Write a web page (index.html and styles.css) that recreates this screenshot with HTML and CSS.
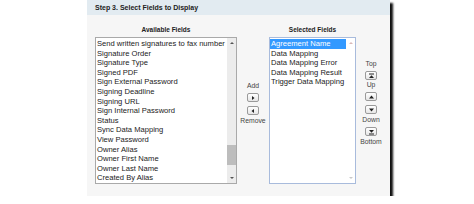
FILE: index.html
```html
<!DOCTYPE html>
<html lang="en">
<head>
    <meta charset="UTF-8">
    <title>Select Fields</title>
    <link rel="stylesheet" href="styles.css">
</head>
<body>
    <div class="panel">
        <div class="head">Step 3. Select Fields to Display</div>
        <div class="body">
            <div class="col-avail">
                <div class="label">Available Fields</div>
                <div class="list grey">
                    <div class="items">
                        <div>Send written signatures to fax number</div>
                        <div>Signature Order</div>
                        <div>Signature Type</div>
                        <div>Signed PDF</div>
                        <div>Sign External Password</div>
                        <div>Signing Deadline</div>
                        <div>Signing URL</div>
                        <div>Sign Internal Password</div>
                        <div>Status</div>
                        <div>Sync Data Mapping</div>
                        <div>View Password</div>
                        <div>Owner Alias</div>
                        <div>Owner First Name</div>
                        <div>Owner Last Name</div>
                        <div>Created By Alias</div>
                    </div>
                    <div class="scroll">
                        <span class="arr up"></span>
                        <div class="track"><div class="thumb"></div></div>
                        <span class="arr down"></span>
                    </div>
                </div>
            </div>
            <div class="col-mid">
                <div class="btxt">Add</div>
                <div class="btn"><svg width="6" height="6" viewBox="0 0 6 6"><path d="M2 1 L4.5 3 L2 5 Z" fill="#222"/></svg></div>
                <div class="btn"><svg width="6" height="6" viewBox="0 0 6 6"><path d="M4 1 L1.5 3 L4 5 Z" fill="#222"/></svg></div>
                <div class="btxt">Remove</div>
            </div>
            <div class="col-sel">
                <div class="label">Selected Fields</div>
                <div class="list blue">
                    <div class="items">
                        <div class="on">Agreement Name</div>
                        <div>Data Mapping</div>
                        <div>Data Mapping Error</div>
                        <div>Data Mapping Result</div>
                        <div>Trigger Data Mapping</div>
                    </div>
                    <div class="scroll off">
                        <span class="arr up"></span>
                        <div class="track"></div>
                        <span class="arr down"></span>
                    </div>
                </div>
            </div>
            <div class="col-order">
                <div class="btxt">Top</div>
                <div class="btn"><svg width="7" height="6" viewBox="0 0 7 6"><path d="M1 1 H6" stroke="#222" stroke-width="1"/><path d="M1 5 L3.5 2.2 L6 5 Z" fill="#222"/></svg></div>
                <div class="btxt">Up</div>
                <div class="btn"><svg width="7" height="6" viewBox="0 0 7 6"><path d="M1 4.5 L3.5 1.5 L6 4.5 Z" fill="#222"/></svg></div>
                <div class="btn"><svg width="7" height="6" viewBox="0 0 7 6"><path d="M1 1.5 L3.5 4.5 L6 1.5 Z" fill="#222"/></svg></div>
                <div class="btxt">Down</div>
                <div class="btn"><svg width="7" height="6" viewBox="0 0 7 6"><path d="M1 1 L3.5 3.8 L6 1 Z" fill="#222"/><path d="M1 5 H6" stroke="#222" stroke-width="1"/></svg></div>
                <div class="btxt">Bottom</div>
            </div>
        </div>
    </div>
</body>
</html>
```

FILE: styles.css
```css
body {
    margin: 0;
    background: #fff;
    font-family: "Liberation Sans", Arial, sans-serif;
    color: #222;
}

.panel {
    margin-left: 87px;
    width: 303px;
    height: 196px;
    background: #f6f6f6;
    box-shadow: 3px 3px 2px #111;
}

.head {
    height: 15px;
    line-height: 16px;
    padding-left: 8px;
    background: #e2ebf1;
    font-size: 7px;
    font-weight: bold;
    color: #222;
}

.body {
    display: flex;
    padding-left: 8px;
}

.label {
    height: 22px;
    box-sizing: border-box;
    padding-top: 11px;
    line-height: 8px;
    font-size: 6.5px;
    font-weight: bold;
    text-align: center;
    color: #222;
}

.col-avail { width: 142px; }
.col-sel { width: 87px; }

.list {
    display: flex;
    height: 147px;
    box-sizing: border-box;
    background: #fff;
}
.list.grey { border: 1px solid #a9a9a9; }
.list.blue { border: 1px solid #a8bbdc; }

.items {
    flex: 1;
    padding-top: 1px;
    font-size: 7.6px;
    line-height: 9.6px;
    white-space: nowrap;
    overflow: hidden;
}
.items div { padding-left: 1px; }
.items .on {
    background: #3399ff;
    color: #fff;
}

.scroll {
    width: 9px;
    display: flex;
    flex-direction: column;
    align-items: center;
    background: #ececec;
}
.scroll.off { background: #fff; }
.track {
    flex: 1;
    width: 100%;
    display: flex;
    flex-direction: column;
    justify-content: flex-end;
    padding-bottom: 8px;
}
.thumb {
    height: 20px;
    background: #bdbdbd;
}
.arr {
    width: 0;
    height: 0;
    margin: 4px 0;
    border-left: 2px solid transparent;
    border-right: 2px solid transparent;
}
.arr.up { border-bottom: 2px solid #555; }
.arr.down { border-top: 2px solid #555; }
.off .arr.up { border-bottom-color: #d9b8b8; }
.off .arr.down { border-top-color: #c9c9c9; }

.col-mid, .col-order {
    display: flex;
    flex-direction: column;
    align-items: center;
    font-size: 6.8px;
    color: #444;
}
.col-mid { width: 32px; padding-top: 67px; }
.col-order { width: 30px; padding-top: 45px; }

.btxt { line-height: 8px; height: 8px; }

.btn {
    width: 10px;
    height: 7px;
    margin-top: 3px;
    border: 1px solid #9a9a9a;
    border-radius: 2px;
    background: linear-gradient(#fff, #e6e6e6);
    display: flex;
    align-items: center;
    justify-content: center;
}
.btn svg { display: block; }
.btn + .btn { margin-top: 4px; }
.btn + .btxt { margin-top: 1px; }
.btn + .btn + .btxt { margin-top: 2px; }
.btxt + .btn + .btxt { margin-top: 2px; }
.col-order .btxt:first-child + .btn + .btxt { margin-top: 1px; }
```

━━━━━━━━━━━━━━━━

SHORT PROBLEM
Reproduce all of the material above word for word. Omit the pictures.

SOLUTION
Write a web page (index.html and styles.css) that recreates this screenshot with HTML and CSS.
FILE: index.html
```html
<!DOCTYPE html>
<html lang="en">
<head>
    <meta charset="UTF-8">
    <title>Select Fields</title>
    <link rel="stylesheet" href="styles.css">
</head>
<body>
    <div class="panel">
        <div class="head">Step 3. Select Fields to Display</div>
        <div class="body">
            <div class="col-avail">
                <div class="label">Available Fields</div>
                <div class="list grey">
                    <div class="items">
                        <div>Send written signatures to fax number</div>
                        <div>Signature Order</div>
                        <div>Signature Type</div>
                        <div>Signed PDF</div>
                        <div>Sign External Password</div>
                        <div>Signing Deadline</div>
                        <div>Signing URL</div>
                        <div>Sign Internal Password</div>
                        <div>Status</div>
                        <div>Sync Data Mapping</div>
                        <div>View Password</div>
                        <div>Owner Alias</div>
                        <div>Owner First Name</div>
                        <div>Owner Last Name</div>
                        <div>Created By Alias</div>
                    </div>
                    <div class="scroll">
                        <span class="arr up"></span>
                        <div class="track"><div class="thumb"></div></div>
                        <span class="arr down"></span>
                    </div>
                </div>
            </div>
            <div class="col-mid">
                <div class="btxt">Add</div>
                <div class="btn"><svg width="6" height="6" viewBox="0 0 6 6"><path d="M2 1 L4.5 3 L2 5 Z" fill="#222"/></svg></div>
                <div class="btn"><svg width="6" height="6" viewBox="0 0 6 6"><path d="M4 1 L1.5 3 L4 5 Z" fill="#222"/></svg></div>
                <div class="btxt">Remove</div>
            </div>
            <div class="col-sel">
                <div class="label">Selected Fields</div>
                <div class="list blue">
                    <div class="items">
                        <div class="on">Agreement Name</div>
                        <div>Data Mapping</div>
                        <div>Data Mapping Error</div>
                        <div>Data Mapping Result</div>
                        <div>Trigger Data Mapping</div>
                    </div>
                    <div class="scroll off">
                        <span class="arr up"></span>
                        <div class="track"></div>
                        <span class="arr down"></span>
                    </div>
                </div>
            </div>
            <div class="col-order">
                <div class="btxt">Top</div>
                <div class="btn"><svg width="7" height="6" viewBox="0 0 7 6"><path d="M1 1 H6" stroke="#222" stroke-width="1"/><path d="M1 5 L3.5 2.2 L6 5 Z" fill="#222"/></svg></div>
                <div class="btxt">Up</div>
                <div class="btn"><svg width="7" height="6" viewBox="0 0 7 6"><path d="M1 4.5 L3.5 1.5 L6 4.5 Z" fill="#222"/></svg></div>
                <div class="btn"><svg width="7" height="6" viewBox="0 0 7 6"><path d="M1 1.5 L3.5 4.5 L6 1.5 Z" fill="#222"/></svg></div>
                <div class="btxt">Down</div>
                <div class="btn"><svg width="7" height="6" viewBox="0 0 7 6"><path d="M1 1 L3.5 3.8 L6 1 Z" fill="#222"/><path d="M1 5 H6" stroke="#222" stroke-width="1"/></svg></div>
                <div class="btxt">Bottom</div>
            </div>
        </div>
    </div>
</body>
</html>
```

FILE: styles.css
```css
body {
    margin: 0;
    background: #fff;
    font-family: "Liberation Sans", Arial, sans-serif;
    color: #222;
}

.panel {
    margin-left: 87px;
    width: 303px;
    height: 196px;
    background: #f6f6f6;
    box-shadow: 3px 3px 2px #111;
}

.head {
    height: 15px;
    line-height: 16px;
    padding-left: 8px;
    background: #e2ebf1;
    font-size: 7px;
    font-weight: bold;
    color: #222;
}

.body {
    display: flex;
    padding-left: 8px;
}

.label {
    height: 22px;
    box-sizing: border-box;
    padding-top: 11px;
    line-height: 8px;
    font-size: 6.5px;
    font-weight: bold;
    text-align: center;
    color: #222;
}

.col-avail { width: 142px; }
.col-sel { width: 87px; }

.list {
    display: flex;
    height: 147px;
    box-sizing: border-box;
    background: #fff;
}
.list.grey { border: 1px solid #a9a9a9; }
.list.blue { border: 1px solid #a8bbdc; }

.items {
    flex: 1;
    padding-top: 1px;
    font-size: 7.6px;
    line-height: 9.6px;
    white-space: nowrap;
    overflow: hidden;
}
.items div { padding-left: 1px; }
.items .on {
    background: #3399ff;
    color: #fff;
}

.scroll {
    width: 9px;
    display: flex;
    flex-direction: column;
    align-items: center;
    background: #ececec;
}
.scroll.off { background: #fff; }
.track {
    flex: 1;
    width: 100%;
    display: flex;
    flex-direction: column;
    justify-content: flex-end;
    padding-bottom: 8px;
}
.thumb {
    height: 20px;
    background: #bdbdbd;
}
.arr {
    width: 0;
    height: 0;
    margin: 4px 0;
    border-left: 2px solid transparent;
    border-right: 2px solid transparent;
}
.arr.up { border-bottom: 2px solid #555; }
.arr.down { border-top: 2px solid #555; }
.off .arr.up { border-bottom-color: #d9b8b8; }
.off .arr.down { border-top-color: #c9c9c9; }

.col-mid, .col-order {
    display: flex;
    flex-direction: column;
    align-items: center;
    font-size: 6.8px;
    color: #444;
}
.col-mid { width: 32px; padding-top: 67px; }
.col-order { width: 30px; padding-top: 45px; }

.btxt { line-height: 8px; height: 8px; }

.btn {
    width: 10px;
    height: 7px;
    margin-top: 3px;
    border: 1px solid #9a9a9a;
    border-radius: 2px;
    background: linear-gradient(#fff, #e6e6e6);
    display: flex;
    align-items: center;
    justify-content: center;
}
.btn svg { display: block; }
.btn + .btn { margin-top: 4px; }
.btn + .btxt { margin-top: 1px; }
.btn + .btn + .btxt { margin-top: 2px; }
.btxt + .btn + .btxt { margin-top: 2px; }
.col-order .btxt:first-child + .btn + .btxt { margin-top: 1px; }
```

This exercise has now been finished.